E sabendo ainda que «há outros processos em curso», perguntou ao primeiro-ministro se já tomou ou vai tomar medidas para que o Ministério das Finanças salvaguarde toda a documentação dos RERT, evitando desde já a destruição do RERT I, até a Justiça dar por encerrados todos os processos abertos ou que possam vir a ser iniciados.
Dizendo ter sido recentemente alertado para a situação, António Costa informou que o Governo está a adoptar medidas para assegurar, nos termos da lei, que «não haverá destruição de documentos que possam ser relevantes para qualquer investigação» já aberta ou que venha a sê-lo pelo Ministério Público.
Nem submissão nem retrocessos
À nova fase da vida nacional inaugurada com a alteração da composição da Assembleia da República dedicou também o Secretário-geral do PCP uma parte da sua intervenção.
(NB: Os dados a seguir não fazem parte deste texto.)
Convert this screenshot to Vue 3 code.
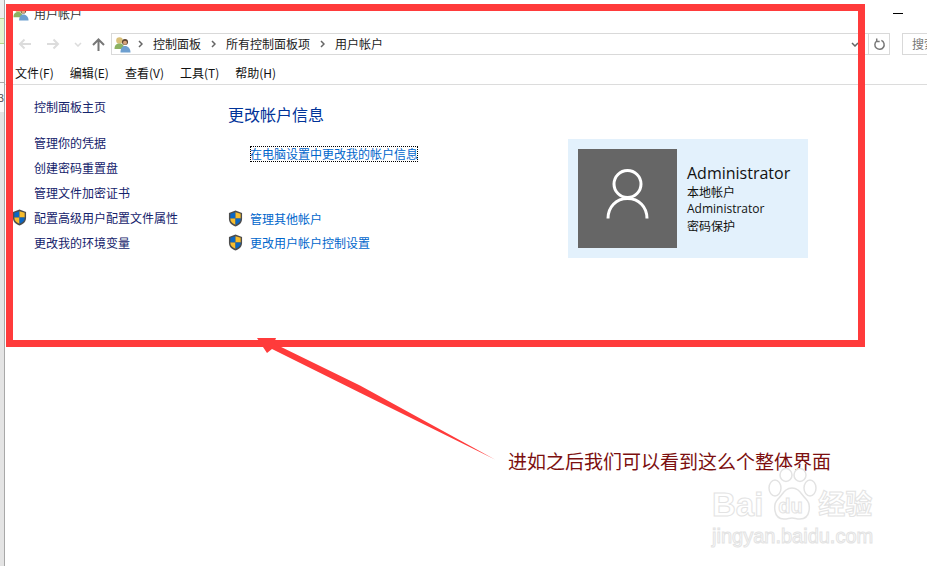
<script setup>
const crumbs = ['控制面板', '所有控制面板项', '用户帐户']
const menus = ['文件(F)', '编辑(E)', '查看(V)', '工具(T)', '帮助(H)']
const tasks = [
  { label: '管理你的凭据' },
  { label: '创建密码重置盘' },
  { label: '管理文件加密证书' },
  { label: '配置高级用户配置文件属性', shield: true },
  { label: '更改我的环境变量' }
]
const links = ['管理其他帐户', '更改用户帐户控制设置']
</script>

<template>
  <div class="page">
    <div class="strip">
      <div class="strip-top"></div>
      <div class="strip-green"></div>
      <div class="strip-mid"></div>
      <div class="strip-num">3</div>
      <div class="strip-rest"></div>
    </div>

    <div class="window">
      <div class="titlebar">
        <svg class="users-icon" viewBox="0 0 17 17">
          <circle cx="5.500" cy="4.500" r="3.300" fill="#d9c07a" />
          <path d="M.5 13c0-4 2-5.500 5-5.500S10 9 10 13z" fill="#8db262" />
          <circle cx="11" cy="6" r="3" fill="#5b4330" />
          <circle cx="11" cy="6.800" r="2" fill="#d9a77c" />
          <path d="M6.500 16.500c0-4 1.500-6.500 4.500-6.500s5.500 2.500 5.500 6.500z" fill="#6d9fd0" />
        </svg>
        <span class="title">用户帐户</span>
        <span class="minimize"></span>
      </div>

      <div class="navbar">
        <svg class="nav-btn back" viewBox="0 0 13 12"><path d="M13 6H2M6.500 1.500 2 6l4.500 4.500" /></svg>
        <svg class="nav-btn forward" viewBox="0 0 13 12"><path d="M0 6h11M6.500 1.500 11 6l-4.500 4.500" /></svg>
        <svg class="nav-drop" viewBox="0 0 8 5"><path d="M1 1l3 3 3-3" /></svg>
        <svg class="nav-up" viewBox="0 0 13 13"><path d="M6.500 13V2M1 7 6.500 1.500 12 7" /></svg>
        <div class="address">
          <svg class="users-icon big" viewBox="0 0 17 17">
            <circle cx="5.500" cy="4.500" r="3.300" fill="#d9c07a" />
            <path d="M.5 13c0-4 2-5.500 5-5.500S10 9 10 13z" fill="#8db262" />
            <circle cx="11" cy="6" r="3" fill="#5b4330" />
            <circle cx="11" cy="6.800" r="2" fill="#d9a77c" />
            <path d="M6.500 16.500c0-4 1.500-6.500 4.500-6.500s5.500 2.500 5.500 6.500z" fill="#6d9fd0" />
          </svg>
          <template v-for="c in crumbs" :key="c">
            <svg class="crumb-arrow" viewBox="0 0 5 8"><path d="M1 1l3 3-3 3" /></svg>
            <span class="crumb">{{ c }}</span>
          </template>
          <svg class="address-drop" viewBox="0 0 8 5"><path d="M1 1l3 3 3-3" /></svg>
        </div>
        <div class="refresh">
          <svg viewBox="0 0 14 14"><path d="M4 3.200a5 5 0 1 0 5-.600M4 .500v3.200h3.200" /></svg>
        </div>
        <div class="search">搜索</div>
      </div>

      <div class="menubar">
        <span v-for="m in menus" :key="m" class="menu">{{ m }}</span>
      </div>

      <div class="content">
        <aside class="sidebar">
          <div class="task home">控制面板主页</div>
          <div v-for="t in tasks" :key="t.label" class="task">
            <span class="task-icon">
              <svg v-if="t.shield" class="shield" viewBox="0 0 16 18">
                <path d="M8 .500 15 3v6.500c0 4-3 6.500-7 8-4-1.500-7-4-7-8V3z" fill="#4d4d4d" />
                <path d="M8 2.200V9H2.500V4z" fill="#0a67c4" />
                <path d="M8 2.200 13.500 4v5H8z" fill="#f8bd2c" />
                <path d="M2.500 9H8v6.700c-3-1.200-5.500-3.300-5.500-6.200z" fill="#f8bd2c" />
                <path d="M13.500 9H8v6.700c3-1.200 5.500-3.300 5.500-6.200z" fill="#0a67c4" />
              </svg>
            </span>
            {{ t.label }}
          </div>
        </aside>

        <section class="main">
          <h2 class="heading">更改帐户信息</h2>
          <div class="focus-row"><span class="focus-link">在电脑设置中更改我的帐户信息</span></div>
          <div class="links">
            <div v-for="l in links" :key="l" class="link-row">
              <span class="link-icon">
                <svg class="shield" viewBox="0 0 16 18">
                  <path d="M8 .500 15 3v6.500c0 4-3 6.500-7 8-4-1.500-7-4-7-8V3z" fill="#4d4d4d" />
                  <path d="M8 2.200V9H2.500V4z" fill="#0a67c4" />
                  <path d="M8 2.200 13.500 4v5H8z" fill="#f8bd2c" />
                  <path d="M2.500 9H8v6.700c-3-1.200-5.500-3.300-5.500-6.200z" fill="#f8bd2c" />
                  <path d="M13.500 9H8v6.700c3-1.200 5.500-3.300 5.500-6.200z" fill="#0a67c4" />
                </svg>
              </span>
              <span>{{ l }}</span>
            </div>
          </div>
        </section>

        <div class="user-card">
          <div class="avatar">
            <svg viewBox="0 0 99 99">
              <circle cx="49.500" cy="35" r="13.500" />
              <path d="M30 69.500C30 58 38 49.500 49.500 49.500S69 58 69 69.500" />
            </svg>
          </div>
          <div class="user-info">
            <div class="user-name">Administrator</div>
            <div class="user-line">本地帐户</div>
            <div class="user-line latin">Administrator</div>
            <div class="user-line">密码保护</div>
          </div>
        </div>
      </div>
    </div>

    <!-- 标注层：红框、箭头、说明文字、水印 -->
    <div class="red-frame"></div>
    <svg class="arrow" viewBox="0 0 927 566">
      <path d="M257 338H276L274 343.500L360 385.500L495 459.500L360 392.700L272 349L267 353Z" fill="#ff3b3b" />
    </svg>
    <div class="note">进如之后我们可以看到这么个整体界面</div>
    <div class="watermark">
      <div class="wm-logo">
        <span class="wm-text">Bai</span>
        <span class="wm-paw">
          <svg viewBox="0 0 50 52">
            <ellipse cx="8" cy="20" rx="6" ry="8" />
            <ellipse cx="19" cy="7" rx="6" ry="6.500" />
            <ellipse cx="33" cy="7" rx="6" ry="6.500" />
            <ellipse cx="43" cy="20" rx="6" ry="8" />
            <path d="M25 20c7 0 9 6 14 11 5 5 5 20-6 20-4 0-5-1-8-1s-4 1-8 1C6 51 6 36 11 31c5-5 7-11 14-11z" />
          </svg>
          <span class="wm-du">du</span>
        </span>
        <span class="wm-cn">经验</span>
      </div>
      <div class="wm-url">jingyan.baidu.com</div>
    </div>
  </div>
</template>

<style>
html,
body {
  margin: 0;
  background: #fff;
  overflow: hidden;
}
</style>

<style scoped>
.page {
  position: relative;
  display: flex;
  width: 927px;
  height: 566px;
  overflow: hidden;
  background: #fff;
  font-family: "Noto Sans CJK SC", "Liberation Sans", sans-serif;
  font-size: 12px;
  color: #000;
}

.strip {
  display: flex;
  flex-direction: column;
  flex: none;
  width: 4px;
  border-right: 1px solid #a8a8a8;
  background: #e6e6e6;
}

.strip-top {
  height: 18px;
  background: #eee;
}

.strip-green {
  height: 26px;
  background: #e4f5d0;
  border-top: 1px solid #b4d68c;
  border-bottom: 1px solid #b4d68c;
  box-sizing: border-box;
}

.strip-mid {
  height: 38px;
  background: #fafafa;
  border-bottom: 1px solid #aaa;
}

.strip-num {
  height: 29px;
  background: #fafafa;
  overflow: hidden;
  line-height: 29px;
  font-size: 11px;
  direction: rtl;
  color: #555;
}

.strip-rest {
  flex: 1;
  background: #e4e4e4;
}

.window {
  flex: 1;
  min-width: 0;
  display: flex;
  flex-direction: column;
}

.titlebar {
  display: flex;
  align-items: center;
  height: 26px;
  padding-left: 8px;
  flex: none;
}

.users-icon {
  width: 16px;
  height: 16px;
  flex: none;
}

.title {
  margin-left: 5px;
  color: #333;
}

.minimize {
  width: 10px;
  height: 1px;
  margin-left: auto;
  margin-right: 24px;
  background: #000;
}

.navbar {
  display: flex;
  align-items: center;
  height: 22px;
  margin-top: 7px;
  flex: none;
}

.nav-btn {
  width: 13px;
  height: 12px;
  flex: none;
  fill: none;
  stroke: #dcdcdc;
  stroke-width: 2;
}

.back {
  margin-left: 13px;
}

.forward {
  margin-left: 16px;
}

.nav-drop {
  width: 8px;
  height: 5px;
  margin-left: 14px;
  flex: none;
  fill: none;
  stroke: #dcdcdc;
  stroke-width: 1.500;
}

.nav-up {
  width: 13px;
  height: 13px;
  margin-left: 10px;
  flex: none;
  fill: none;
  stroke: #777;
  stroke-width: 2;
}

.address {
  display: flex;
  align-items: center;
  width: 758px;
  height: 22px;
  margin-left: 6px;
  padding-left: 2px;
  padding-bottom: 2px;
  box-sizing: border-box;
  flex: none;
  border: 1px solid #d9d9d9;
}

.big {
  width: 17px;
  height: 17px;
  margin-top: 2px;
  margin-right: -3px;
}

.crumb-arrow {
  width: 5px;
  height: 8px;
  margin-top: 2px;
  margin-left: 10px;
  margin-right: 10px;
  flex: none;
  fill: none;
  stroke: #666;
  stroke-width: 1.500;
}

.crumb {
  color: #222;
}

.address-drop {
  width: 8px;
  height: 5px;
  margin-top: 2px;
  margin-left: auto;
  margin-right: 9px;
  flex: none;
  fill: none;
  stroke: #666;
  stroke-width: 1.500;
}

.refresh {
  display: flex;
  align-items: center;
  justify-content: center;
  width: 21px;
  height: 22px;
  box-sizing: border-box;
  flex: none;
  border: 1px solid #d9d9d9;
  border-left: 0;
}

.refresh svg {
  width: 13px;
  height: 13px;
  fill: none;
  stroke: #777;
  stroke-width: 1.600;
}

.search {
  width: 60px;
  height: 22px;
  margin-left: 12px;
  padding-left: 9px;
  box-sizing: border-box;
  flex: none;
  border: 1px solid #d9d9d9;
  line-height: 20px;
  color: #777;
}

.menubar {
  display: flex;
  align-items: center;
  gap: 16px;
  height: 30px;
  padding-top: 6px;
  padding-left: 10px;
  box-sizing: border-box;
  flex: none;
  border-bottom: 1px solid #dcdcdc;
}

.menu {
  color: #111;
}

.content {
  flex: 1;
  display: flex;
  align-items: flex-start;
}

.sidebar {
  width: 223px;
  padding-top: 9px;
  flex: none;
}

.task {
  display: flex;
  align-items: center;
  height: 25px;
  padding-left: 7px;
  color: #14226b;
}

.home {
  padding-left: 29px;
  margin-bottom: 11px;
}

.task-icon {
  display: flex;
  width: 22px;
  flex: none;
}

.shield {
  display: block;
  width: 15px;
  height: 17px;
  flex: none;
}

.main {
  width: 340px;
  flex: none;
}

.heading {
  margin: 19px 0 0;
  font-size: 16px;
  font-weight: 400;
  line-height: 20px;
  color: #003399;
}

.focus-row {
  margin-top: 22px;
  padding-left: 22px;
  line-height: 16px;
  height: 16px;
}

.focus-link {
  display: block;
  width: 168px;
  outline: 1px dotted #000;
  outline-offset: -1px;
  color: #0066cc;
}

.links {
  margin-top: 44px;
}

.link-row {
  display: flex;
  align-items: center;
  height: 24.500px;
  color: #0066cc;
}

.link-icon {
  width: 22px;
  flex: none;
}

.user-card {
  display: flex;
  width: 240px;
  height: 119px;
  margin-top: 54px;
  padding: 10px;
  box-sizing: border-box;
  flex: none;
  background: #e3f1fc;
}

.avatar {
  width: 99px;
  height: 99px;
  flex: none;
  background: #666;
}

.avatar svg {
  display: block;
  width: 99px;
  height: 99px;
  fill: none;
  stroke: #fff;
  stroke-width: 3;
}

.user-info {
  margin-left: 10px;
  padding-top: 14px;
  color: #111;
}

.user-name {
  font-family: "Open Sans", "Noto Sans CJK SC", sans-serif;
  font-size: 16px;
  line-height: 20px;
}

.user-line {
  height: 17px;
  line-height: 17px;
}

.latin {
  font-family: "Open Sans", "Noto Sans CJK SC", sans-serif;
}

.red-frame {
  position: absolute;
  left: 6px;
  top: 4px;
  width: 859px;
  height: 343px;
  box-sizing: border-box;
  border: 7px solid #ff3b3b;
}

.arrow {
  position: absolute;
  left: 0;
  top: 0;
  width: 927px;
  height: 566px;
}

.note {
  position: absolute;
  left: 508px;
  top: 449px;
  font-size: 19px;
  line-height: 24px;
  white-space: nowrap;
  color: #7c0f0f;
}

.watermark {
  position: absolute;
  left: 712px;
  top: 468px;
  width: 170px;
  color: transparent;
}

.wm-logo {
  display: flex;
  align-items: flex-end;
  height: 52px;
}

.wm-text,
.wm-du,
.wm-cn,
.wm-url {
  font-family: "Liberation Sans", "Noto Sans CJK SC", sans-serif;
  font-weight: 700;
  -webkit-text-stroke: 1px #e3e3e3;
}

.wm-text {
  font-size: 33px;
  line-height: 30px;
}

.wm-paw {
  position: relative;
  width: 50px;
  height: 52px;
  margin-left: 4px;
  flex: none;
}

.wm-paw svg {
  display: block;
  width: 50px;
  height: 52px;
  fill: #fff;
  stroke: #e3e3e3;
  stroke-width: 1.500;
}

.wm-du {
  position: absolute;
  left: 11px;
  top: 27px;
  font-size: 20px;
  line-height: 22px;
}

.wm-cn {
  font-size: 27px;
  line-height: 30px;
  margin-left: 1px;
  white-space: nowrap;
}

.wm-url {
  margin-top: 3px;
  font-size: 20px;
  font-weight: 400;
  line-height: 26px;
  white-space: nowrap;
}
</style>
Realçou sobretudo o significado da comprovação de que «não estávamos condenados a seguir o rumo de exploração e empobrecimentos dos últimos quatro anos», valorizando simultaneamente o facto de ter já sido possível a «restituição de rendimentos e direitos dos trabalhadores e do povo», direcção que disse ser «necessário prosseguir».
Jerónimo de Sousa considerou que a «ideologia das inevitabilidades também sofreu um profundo revés», embora se esteja «ainda aquém», anotou, de «aproveitar todas as potencialidades que a nova situação permite». O que, em sua opinião, «resulta, em parte, da manutenção do amarramento do País a constrangimentos externos, impostos pela União Europeia, e que se revelam crescentemente contraditórios com a devolução de direitos e rendimentos que condicionam severamente o nosso desenvolvimento e estão bem patentes no Programa de Estabilidade e no Programa Nacional de Reformas».
Daí entender que a solução para os problemas nacionais «não é a submissão às imposições da UE nem o regresso às políticas do governo anterior», como o CDS e PSD pretendem com as suas propostas e os seus projectos.
«Querem manter as políticas de exploração e empobrecimento levadas ao máximo extremo, querem fazer andar para trás a vida dos portugueses», acusou Jerónimo de Sousa, garantindo que o PCP nunca alinhará nesse «caminho de retrocesso».